Our Lady of Kibeho is the stuff of high drama, and Ms. Hall has used it thrillingly well, shaping the real-life story of the girls of Kibeho (one of whom was later killed in the Kibeho Massacre of 1995) into a tightly written play that places a chokehold on your attention right from the opening line. It’s tempting to say that you can’t go wrong with material like this, but part of what makes “Our Lady of Kibeho” so impressive is that Ms. Hall circumvents all kinds of possible dramaturgical pitfalls along the way. Yes, the play has a political background, one that she sketches with crisp efficiency—but “Our Lady of Kibeho” never turns into a rant. Instead of lecturing us about tribal sectarianism in Africa, Ms. Hall sticks to her story: What did the girls claim to see, and did they see it?
Ms. Hall and Michael Greif, the director, have opted to show the girls’ visions onstage, leaving it to you to decide whether they were fantasies. No spoilers here: I’ll say only that it’s been a long time since any playwright rang down her first-act curtain with a louder bang. Just as surprising, though, is her willingness to work on a large scale. “Our Lady of Kibeho” calls for a cast of 15, huge by present-day standards, and Mr. Greif’s staging, if not quite monumental, is most definitely grand in its theatrical effects (including a climactic crowd scene that makes cunning use of the audience). Much credit goes to Rachel Hauck, one of our best set designers, for constructing a stage-filling Catholic girls’ school in the Rwandan countryside that looks real without stooping to rigidly literal realism.
Nneka Okafor, Mandi Masden and Joaquina Kalukango play the three visionaries so convincingly that you’ll soon forget that they are, in fact, seasoned actors: They behave just like giggling schoolgirls who’ve been invaded and transformed by the supernatural. Owiso Odera, Starla Benford and Brent Jennings are likewise credible as the school’s head priest and nun and the town bishop, the last of whom is properly skeptical of the girls but no less aware of what it might mean were his impoverished diocese to be recognized as the site of a miracle.

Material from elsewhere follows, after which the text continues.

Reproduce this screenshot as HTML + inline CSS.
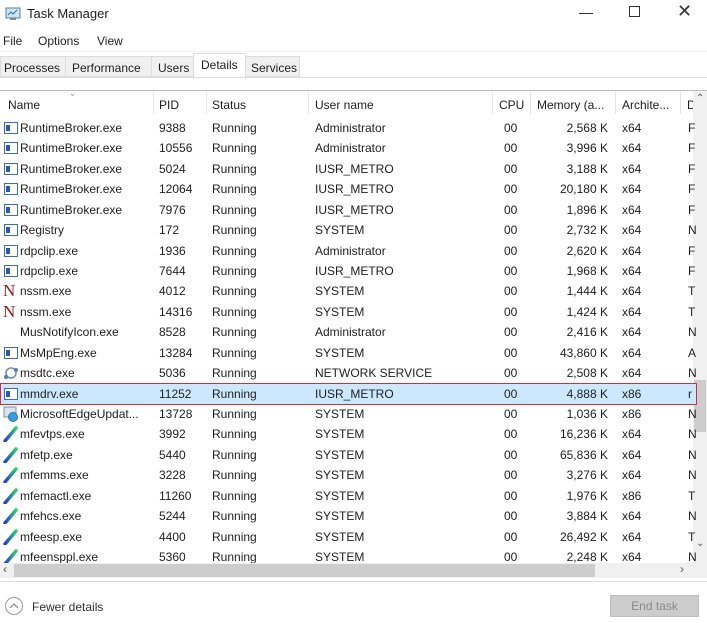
<!DOCTYPE html><html><head><style>
*{margin:0;padding:0;box-sizing:border-box}
body{width:707px;height:623px;background:#fff;font-family:"Liberation Sans",sans-serif;font-size:12px;color:#1e1e1e;position:relative;overflow:hidden}
.a{position:absolute;white-space:nowrap}
.row{position:absolute;left:0;width:693px;height:20px}
.row span{position:absolute;top:3px;white-space:nowrap}
.ic{position:absolute;left:4px;top:4px;width:14px;height:12px;border:1px solid #3a6db5;background:#fff}
.ic:after{content:"";position:absolute;left:1px;top:2px;width:4px;height:6px;background:#2b5aa8}
.sep{position:absolute;top:92px;width:1px;height:22px;background:#e5e5e5}
</style></head><body>
<svg class="a" style="left:5px;top:6px" width="16" height="16"><rect x="1" y="2" width="14" height="10" fill="#cfe3f3" stroke="#5a7fa0"/><path d="M3 9 L6 6 L8 8 L12 4" stroke="#2b6fb0" fill="none"/><rect x="5" y="12" width="6" height="2" fill="#888"/></svg>
<div class="a" style="left:27px;top:6px;font-size:13px">Task Manager</div>
<div class="a" style="left:579px;top:4px;font-size:14px">&#8212;</div>
<div class="a" style="left:629px;top:6px;width:11px;height:11px;border:1.3px solid #333"></div>
<div class="a" style="left:677px;top:1px;font-size:18px;color:#333">&#10005;</div>
<div class="a" style="left:3px;top:34px">File</div>
<div class="a" style="left:38px;top:34px">Options</div>
<div class="a" style="left:97px;top:34px">View</div>
<div class="a" style="left:0;top:51px;width:707px;height:1px;background:#f0f0f0"></div>
<div class="a" style="left:0;top:56px;width:300px;height:21px;background:#f0f0f0;border:1px solid #dcdcdc"></div>
<div class="a" style="left:4px;top:61px">Processes</div>
<div class="a" style="left:65px;top:56px;width:1px;height:21px;background:#dcdcdc"></div>
<div class="a" style="left:72px;top:61px">Performance</div>
<div class="a" style="left:151px;top:56px;width:1px;height:21px;background:#dcdcdc"></div>
<div class="a" style="left:158px;top:61px">Users</div>
<div class="a" style="left:193px;top:53px;width:53px;height:26px;background:#fff;border:1px solid #dcdcdc;border-bottom:none"></div>
<div class="a" style="left:201px;top:58px">Details</div>
<div class="a" style="left:251px;top:61px">Services</div>
<div class="a" style="left:0;top:77px;width:707px;height:1px;background:#dcdcdc"></div>
<div class="a" style="left:0;top:90px;width:707px;height:1px;background:#bdbdbd"></div>
<div class="a" style="left:69px;top:88px;font-size:9px;color:#999">&#8964;</div>
<div class="sep" style="left:153px"></div><div class="sep" style="left:206px"></div><div class="sep" style="left:308px"></div><div class="sep" style="left:492px"></div><div class="sep" style="left:530px"></div><div class="sep" style="left:615px"></div><div class="sep" style="left:680px"></div>
<div class="a" style="left:8px;top:98px">Name</div>
<div class="a" style="left:159px;top:98px">PID</div>
<div class="a" style="left:212px;top:98px">Status</div>
<div class="a" style="left:315px;top:98px">User name</div>
<div class="a" style="left:499px;top:98px">CPU</div>
<div class="a" style="left:537px;top:98px">Memory (a...</div>
<div class="a" style="left:622px;top:98px">Archite...</div>
<div class="a" style="left:687px;top:98px">D</div>
<div class="a" style="left:693px;top:91px;width:14px;height:472px;background:#f0f0f0"></div>
<div class="a" style="left:696px;top:93px;font-size:10px;color:#555">&#8963;</div>
<div class="a" style="left:694px;top:380px;width:12px;height:52px;background:#cdcdcd"></div>
<div class="a" style="left:696px;top:538px;font-size:10px;color:#555">&#8964;</div>
<div class="a" style="left:0;top:118px;width:700px;height:445px;overflow:hidden" id="t">
</div>
<div class="a" style="left:0;top:563px;width:707px;height:15px;background:#f0f0f0"></div>
<div class="a" style="left:14px;top:564px;width:581px;height:13px;background:#cdcdcd"></div>
<div class="a" style="left:3px;top:562px;font-size:12px;color:#555">&#8249;</div>
<div class="a" style="left:680px;top:562px;font-size:12px;color:#555">&#8250;</div>
<div class="a" style="left:0;top:581px;width:707px;height:1px;background:#dcdcdc"></div>
<div class="a" style="left:5px;top:597px;width:18px;height:18px;border:1px solid #999;border-radius:50%"></div>
<svg class="a" style="left:9px;top:602px" width="10" height="8"><path d="M1 6 L5 2 L9 6" stroke="#777" fill="none"/></svg>
<div class="a" style="left:32px;top:600px;color:#333">Fewer details</div>
<div class="a" style="left:610px;top:595px;width:89px;height:22px;background:#cccccc;border:1px solid #c0c0c0;color:#8a8a8a;text-align:center;line-height:20px">End task</div>
<script>
var d=[["RuntimeBroker.exe",9388,"Administrator","2,568","x64","F","b"],["RuntimeBroker.exe",10556,"Administrator","3,996","x64","F","b"],["RuntimeBroker.exe",5024,"IUSR_METRO","3,188","x64","F","b"],["RuntimeBroker.exe",12064,"IUSR_METRO","20,180","x64","F","b"],["RuntimeBroker.exe",7976,"IUSR_METRO","1,896","x64","F","b"],["Registry",172,"SYSTEM","2,732","x64","N","b"],["rdpclip.exe",1936,"Administrator","2,620","x64","F","b"],["rdpclip.exe",7644,"IUSR_METRO","1,968","x64","F","b"],["nssm.exe",4012,"SYSTEM","1,444","x64","T","n"],["nssm.exe",14316,"SYSTEM","1,424","x64","T","n"],["MusNotifyIcon.exe",8528,"Administrator","2,416","x64","N",""],["MsMpEng.exe",13284,"SYSTEM","43,860","x64","A","b"],["msdtc.exe",5036,"NETWORK SERVICE","2,508","x64","N","m"],["mmdrv.exe",11252,"IUSR_METRO","4,888","x86","r","b"],["MicrosoftEdgeUpdat...",13728,"SYSTEM","1,036","x86","N","e"],["mfevtps.exe",3992,"SYSTEM","16,236","x64","N","g"],["mfetp.exe",5440,"SYSTEM","65,836","x64","N","g"],["mfemms.exe",3228,"SYSTEM","3,276","x64","N","g"],["mfemactl.exe",11260,"SYSTEM","1,976","x86","T","g"],["mfehcs.exe",5244,"SYSTEM","3,884","x64","N","g"],["mfeesp.exe",4400,"SYSTEM","26,492","x64","T","g"],["mfeensppl.exe",5360,"SYSTEM","2,248","x64","N","g"]];
var h="";d.forEach(function(r,i){var y=i*20.43;var ic="";
if(r[6]=="b")ic='<div class="ic"></div>';
else if(r[6]=="n")ic='<span style="left:3px;top:0;font-family:Liberation Serif;font-size:17px;color:#8b1a1a">N</span>';
else if(r[6]=="g")ic='<svg style="position:absolute;left:3px;top:2px" width="16" height="16"><defs><linearGradient id="g'+i+'" x1="0" y1="1" x2="1" y2="0"><stop offset="0" stop-color="#2a3bd6"/><stop offset="1" stop-color="#2fd06a"/></linearGradient></defs><path d="M2 15 L13 2" stroke="url(#g'+i+')" stroke-width="3.5" stroke-linecap="round"/></svg>';
else if(r[6]=="m")ic='<svg style="position:absolute;left:3px;top:3px" width="16" height="14"><circle cx="8" cy="7" r="5" fill="none" stroke="#6b8fb8" stroke-width="1.5"/><circle cx="3" cy="11" r="2" fill="#5a7fa0"/><circle cx="13" cy="4" r="2" fill="#5a7fa0"/></svg>';
else if(r[6]=="e")ic='<svg style="position:absolute;left:3px;top:2px" width="16" height="16"><rect x="1" y="1" width="12" height="10" fill="#d8e4ef" stroke="#7a8fa5"/><circle cx="10" cy="11" r="4.5" fill="#3d9be0" stroke="#2a6fb0"/></svg>';
var sel=i==13;
h+='<div class="row" style="top:'+y+'px;'+(sel?'background:#cce8ff;width:697px':'')+'">'+(sel?'<div style="position:absolute;left:0;top:-1px;width:697px;height:22px;border:1.5px solid #c8323c"></div>':'')+ic+'<span style="left:20px">'+r[0]+'</span><span style="left:159px">'+r[1]+'</span><span style="left:212px">Running</span><span style="left:315px">'+r[2]+'</span><span style="left:504px">00</span><span style="left:530px;width:78px;text-align:right">'+r[3]+' K</span><span style="left:622px">'+r[4]+'</span><span style="left:688px">'+r[5]+'</span></div>';});
document.getElementById("t").innerHTML=h;
</script>
</body></html>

The most interesting performance is, not surprisingly, elicited by the most interesting character. Father Flavia (T. Ryder Smith) is an investigative priest dispatched from Rome by the Holy See to determine whether Alphonsine, Anathalie and Marie-Claire are anything more than hysterical teenagers. Having exposed a few too many phony miracles for his soul’s good, he has become a doubter in spite of himself: “Belief in the impossible trumps even the power of believing in God, which is in itself quite impossible.” Mr. Smith gets him so right that you’ll be thrilled by the soft-spoken subtlety of his impersonation.
As for the play itself, one keeps waiting for Ms. Hall to lapse into the sniggering condescension with which the enlightened skeptic regards benighted believers—but it never happens. To be sure, one or two of her characterizations are obvious, especially that of the head nun, who smacks a bit too much of the cranky Hollywood-style Mother Superior. Nevertheless, the personalities and experiences of all of the characters, like their faith, are presented with complete seriousness.
So…did it happen? You’ll have to make up your own mind about that. But if you’re a gambler, take a flier on Ms. Hall to nail next year’s Pulitzer Prize for drama. I didn’t care for “The Mountaintop,” her last play, but “Our Lady of Kibeho” is the kind of issue-driven, ethnically flavored story that the Pulitzer judges love—and it also happens to be one hell of an exciting show. That’s a miracle all by itself.

Mr. Teachout, the Journal’s drama critic, is the author of “Duke: A Life of Duke Ellington,” which just received an ASCAP Foundation Deems Taylor/Virgil Thomson Award.